Ultimately, THE STEPFORD WIVES is something of a "one trick pony:" it works best on a first viewing, when you don't know what's coming, and on subsequent viewings the film tends to read as unnecessarily slow. Even so, it is an interesting little cultural artifact, an "almost classic" that is sure to give you pause the next time your better half announces he is joining a men's club. Recommended.
Gary F. Taylor, aka GFT, Amazon Reviewer
I had the misfortune of both seeing the remake of 'The Stepford Wives' before seeing the original and *actually seeing* the remake of 'The Stepford Wives.' If the original serves any purpose, it is to expose the remake for the gutless, toothless, anemic waste of everyone's time that it is. God, what a terrible movie
I presume most people, if not all unless they have been living under a rock or Siberia, will be acquainted with the plot, which in the novel is very short yet covers a period of four months, and in the movie moves along a little too slowly in the beginning but later starts to gather quiet force in a tightening noose, so I won't detail it here because to do so would not only be redundant but could not be done without revealing an important aspect of the movie. While the novel basically drops the secret midway by means of a poem Joanna Eberhart writes, the movie takes its time to let us in on the conspiracy which at the end reveals itself in that final, horrifying sequence at the Men's Association. And by then we've been outraged by the women's blighted feminism, and infuriated at the men who are little more than dangerous cavemen hiding behind technology and deceptive appearances.
I don't know if Levin, in creating his story, was looking for satire or horror but he manages to (again) blend elements of the two in a short yet unforgettable book. The fact that "Stepford" has made its presence in today's vocabulary has a lot of debt to the story and of course, the shocking movie. Both work on different levels while giving us the same bleak ending, but the movie has Joanna conveying even more sadness at the end as the camera moves into the expression in her eyes, and one can see just how much has been quenched in the name of submission. Katharine Ross is great in giving us that visual sense of a woman's life snuffed in favor of a mannequin's programmed existence. For that, it deserves to be up there with another similar classic: INVASION OF THE BODY SNATCHERS, as stories about the Individual being forced into Assimilation by Complacency and Conformism, and Stepford couldn't spell it out better.
Anywho, the movie is great and if it were up to me, Katherine Ross' birthday would be a national holiday. She is terrific and beautiful and is matched by best buddy Paula Prentiss. Tina Louise and Nanette ("I'll die if I don't get this recipe") Newman are also memorable. The final shots of Ross are chilling, and top off a memorable movie.

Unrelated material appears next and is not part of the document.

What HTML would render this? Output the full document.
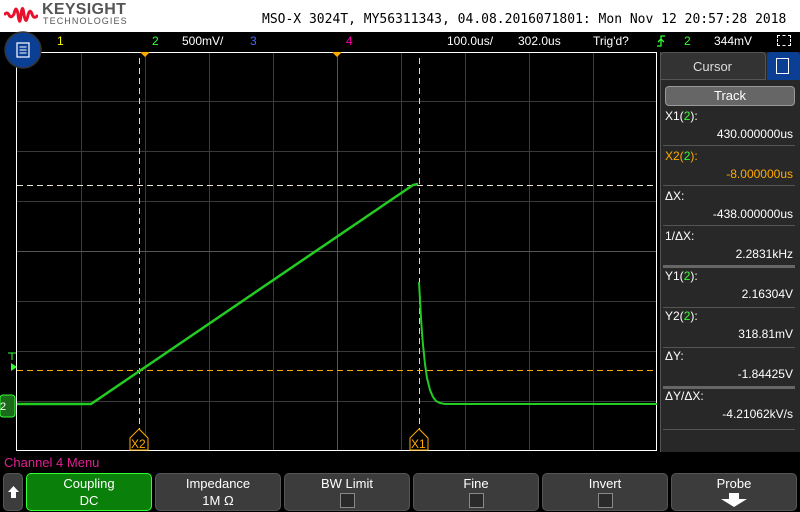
<!DOCTYPE html>
<html><head><meta charset="utf-8"><style>
body{margin:0;width:800px;height:512px;background:#000;overflow:hidden;font-family:"Liberation Sans",sans-serif;position:relative}
.a{position:absolute;white-space:nowrap}
.hdr{left:0;top:0;width:800px;height:32px;background:#fff}
.mono{font-family:"DejaVu Sans Mono","Liberation Mono",monospace}
.bt{position:absolute;top:473px;height:38px;width:124px;background:#3c3c3c;border:1px solid #555;border-radius:5px;box-sizing:border-box;color:#fff;font-size:13px;text-align:center}
.bt .l1{position:absolute;top:2px;left:0;right:0}
.bt .l2{position:absolute;top:19px;left:0;right:0}
.cb{display:inline-block;width:13px;height:13px;background:#2a2a2a;border:1px solid #888}
.pl{position:absolute;left:665px;color:#fff;font-size:12px}
.pv{position:absolute;right:7px;color:#fff;font-size:12px;text-align:right}
.sep{position:absolute;left:663px;width:132px;height:1px;background:#555}
</style></head><body>
<div class="a hdr"></div>
<svg class="a" style="left:4px;top:2px" width="34" height="26" viewBox="0 0 34 26"><path d="M0 13 Q3 9 5 13 T10 12 Q12 2 14 12 Q15.5 26 17 13 Q18.5 0 20 13 Q22 24 24 13 Q26 6 28 12 T34 13" stroke="#e8102a" stroke-width="3" fill="none"/></svg>
<div class="a" style="left:42px;top:1px;font-size:16px;font-weight:bold;color:#555;letter-spacing:0.3px">KEYSIGHT</div>
<div class="a" style="left:43px;top:16px;font-size:9px;color:#555;letter-spacing:1.1px">TECHNOLOGIES</div>
<div class="a mono" style="left:262px;top:12px;font-size:13px;color:#000">MSO-X 3024T, MY56311343, 04.08.2016071801: Mon Nov 12 20:57:28 2018</div>
<!-- status bar -->
<div class="a" style="left:57px;top:34px;color:#ff0;font-size:12px">1</div>
<div class="a" style="left:152px;top:34px;color:#3f3;font-size:12px">2</div>
<div class="a" style="left:182px;top:34px;color:#fff;font-size:12px">500mV/</div>
<div class="a" style="left:250px;top:34px;color:#46f;font-size:12px">3</div>
<div class="a" style="left:346px;top:34px;color:#f0a;font-size:12px">4</div>
<div class="a" style="left:447px;top:34px;color:#fff;font-size:12px">100.0us/</div>
<div class="a" style="left:518px;top:34px;color:#fff;font-size:12px">302.0us</div>
<div class="a" style="left:593px;top:34px;color:#fff;font-size:12px">Trig'd?</div>
<svg class="a" style="left:656px;top:35px" width="10" height="12"><path d="M1 11h4V1h4M2 7l3-3 3 3" stroke="#3f3" fill="none" stroke-width="1.3"/></svg>
<div class="a" style="left:684px;top:34px;color:#3f3;font-size:12px">2</div>
<div class="a" style="left:714px;top:34px;color:#fff;font-size:12px">344mV</div>
<div class="a" style="left:777px;top:35px;width:12px;height:9px;border:1px dashed #fff"></div>
<svg class="a" style="left:0;top:0" width="800" height="512">
<g stroke="#3a3a3a" stroke-width="1">
<path d="M81.5 52V451M145.5 52V451M209.5 52V451M273.5 52V451M337.5 52V451M401.5 52V451M465.5 52V451M529.5 52V451M593.5 52V451"/>
<path d="M17 101.5H657M17 151.5H657M17 201.5H657M17 301.5H657M17 351.5H657M17 401.5H657"/>
</g>
<path d="M17 251.5H657M337.5 52V451" stroke="#555"/>
<rect x="16.5" y="52.5" width="640" height="398" fill="none" stroke="#fff"/>
<g stroke-width="1" stroke-dasharray="6,4">
<path d="M139.5 58V440M419.5 58V440" stroke="#f4d6a0"/>
<path d="M17 185.5H657" stroke="#e8e0d0"/>
<path d="M17 370.5H657" stroke="#fa0"/>
</g>
<path d="M140 52l5 5 5-5z M332 52l5 5 5-5z" fill="#fa0"/>
<path d="M130 438l9-9 9 9v12h-18z M410 438l9-9 9 9v12h-18z" fill="#000" stroke="#fa0"/>
<text x="131" y="448" fill="#fa0" font-size="12" font-family="Liberation Sans">X2</text>
<text x="411" y="448" fill="#fa0" font-size="12" font-family="Liberation Sans">X1</text>
<polyline points="17,404 91,404 413,185 418,184" fill="none" stroke="#2c2" stroke-width="2.5"/>
<polyline points="419,282 420,300 421,318 422,333 423,345 425,364 427,378 430,390 433,397 436,401 440,403 445,404 657,404" fill="none" stroke="#2c2" stroke-width="2"/>
<path d="M8 353h8M12 353v7" stroke="#3f3"/>
<path d="M11 363l6 4-6 4z" fill="#3f3"/>
<rect x="0" y="395" width="15" height="22" rx="3" fill="#1a6a1a" stroke="#3f3"/>
<text x="0" y="410" fill="#fff" font-size="11" font-family="Liberation Sans">2</text>
<circle cx="23" cy="50" r="18" fill="#0a3f94" stroke="#333" stroke-width="1.5"/>
<rect x="17" y="43" width="12" height="14" fill="none" stroke="#fff" stroke-width="1.2"/>
<path d="M19.5 47h7M19.5 50h7M19.5 53h7" stroke="#fff"/>
</svg>
<!-- right panel -->
<div class="a" style="left:660px;top:52px;width:140px;height:400px;background:#282828;border-left:1px solid #555;box-sizing:border-box"></div>
<div class="a" style="left:660px;top:52px;width:106px;height:28px;background:#333;border-radius:4px 4px 0 0;border:1px solid #555;box-sizing:border-box"></div>
<div class="a" style="left:693px;top:59px;color:#ddd;font-size:13px">Cursor</div>
<div class="a" style="left:767px;top:52px;width:33px;height:28px;background:#0a3f94;border-radius:4px 4px 0 0"></div>
<div class="a" style="left:776px;top:58px;width:11px;height:14px;border:1px solid #fff"></div>
<div class="a" style="left:665px;top:86px;width:130px;height:20px;background:#666;border:1px solid #999;border-radius:4px;box-sizing:border-box;color:#fff;font-size:13px;text-align:center;line-height:18px">Track</div>
<div class="pl" style="top:109px">X1(<span style="color:#3f3">2</span>):</div><div class="pv" style="top:127px">430.000000us</div><div class="sep" style="top:145px"></div>
<div class="pl" style="top:149px;color:#fa0">X2(<span style="color:#3f3">2</span>):</div><div class="pv" style="top:167px;color:#fa0">-8.000000us</div><div class="sep" style="top:185px"></div>
<div class="pl" style="top:189px">ΔX:</div><div class="pv" style="top:207px">-438.000000us</div><div class="sep" style="top:225px"></div>
<div class="pl" style="top:229px">1/ΔX:</div><div class="pv" style="top:247px">2.2831kHz</div><div class="sep" style="top:265px;height:3px;background:#666"></div>
<div class="pl" style="top:269px">Y1(<span style="color:#3f3">2</span>):</div><div class="pv" style="top:287px">2.16304V</div><div class="sep" style="top:307px"></div>
<div class="pl" style="top:309px">Y2(<span style="color:#3f3">2</span>):</div><div class="pv" style="top:327px">318.81mV</div><div class="sep" style="top:347px"></div>
<div class="pl" style="top:349px">ΔY:</div><div class="pv" style="top:367px">-1.84425V</div><div class="sep" style="top:386px;height:3px;background:#666"></div>
<div class="pl" style="top:389px">ΔY/ΔX:</div><div class="pv" style="top:407px">-4.21062kV/s</div><div class="sep" style="top:429px"></div>
<!-- bottom -->
<div class="a" style="left:4px;top:455px;color:#e0208f;font-size:13px">Channel 4 Menu</div>
<div class="bt" style="left:3px;width:20px"><svg style="position:absolute;left:4px;top:12px" width="11" height="12"><path d="M5.5 0L11 6H8v6H3V6H0z" fill="#fff"/></svg></div>
<div class="bt" style="left:26px;width:126px;background:#0a800a;border-color:#3f3"><div class="l1">Coupling</div><div class="l2">DC</div></div>
<div class="bt" style="left:155px;width:126px"><div class="l1">Impedance</div><div class="l2">1M Ω</div></div>
<div class="bt" style="left:284px;width:126px"><div class="l1">BW Limit</div><div class="l2"><span class="cb"></span></div></div>
<div class="bt" style="left:413px;width:126px"><div class="l1">Fine</div><div class="l2"><span class="cb"></span></div></div>
<div class="bt" style="left:542px;width:126px"><div class="l1">Invert</div><div class="l2"><span class="cb"></span></div></div>
<div class="bt" style="left:671px;width:126px"><div class="l1">Probe</div><div class="l2"><svg width="26" height="14"><path d="M8 0h10v6h8l-13 8-13-8h8z" fill="#fff"/></svg></div></div>
</body></html>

On 21 April 2005, I saw the remake of "The Stepford Wives" and I found it a funny entertainment. However, the original adaptation of Ira Levin's book is a suspenseful and very dark sci-fi, and certainly better and better than the 2005's version. When I was a teenager, Katharine Ross was one of my favorite actresses, and she is perfect in the role of an intelligent woman finding the truth hidden behind the complacency of such dedicated wives. The pace of this thriller is adequate, and the direction of Bryan Forbes is very good. I do not know why this great movie has not been released on VHS or DVD in Brazil. My vote is eight.
Title (Brazil): "As Esposas de Stepford" ("The Wives of Stepford")
Directed by Bryan Forbes this was the first filmed adaptation of the novel of the same name by Ira Levin whose literary work include the source novels for various films such as Rosemary's Baby (1968), The Boys from Brazil (1978), Deathtrap (1982) & Sliver (1992) although the final script was written by William Goldman who himself has quite a resume including script's for All the President's men (1976), Marathon Man (1976), The Princess Bride (1987), Misery (1990), Maverick (1994) & The General's Daughter (1999) amongst other's. While watching The Stepford Wives I couldn't help but feel underwhelmed & a little let down, the potential is here for a terrific thriller with a dark satirical edge that could have been very effective but The Stepford Wives just never gets going & never fully explores it's themes or ideas. The idea of men killing their moaning wives & replacing them with perfect obedient robots is great but how are these robots made? Who makes them? What happens to the women they are set to impersonate? Why were that robots eye's black at the end? Why do so many men let their wives be replaced with robots? Has no-one ever gone to the authorities? Surely the robots wouldn't age? Nothing is explained in a very rushed & unsatisfying climax which left me wondering why I had bothered sitting through almost two hours of it to get absolutely nowhere. The logistics of the story are just absurd, none of it ever feels plausible or well thought out & even the satire is dry, bland & underwhelming. The attempt to make a social point about American idealism as the male chauvinist's are shown sexist pigs while the women are portrayed as nothing more than objects to cook & clean don't quite work either, it's all so tame & pleasant & nowhere near dark enough & the fact that the script takes itself so seriously doesn't help what is essentially a very silly sci-fi thriller anyway.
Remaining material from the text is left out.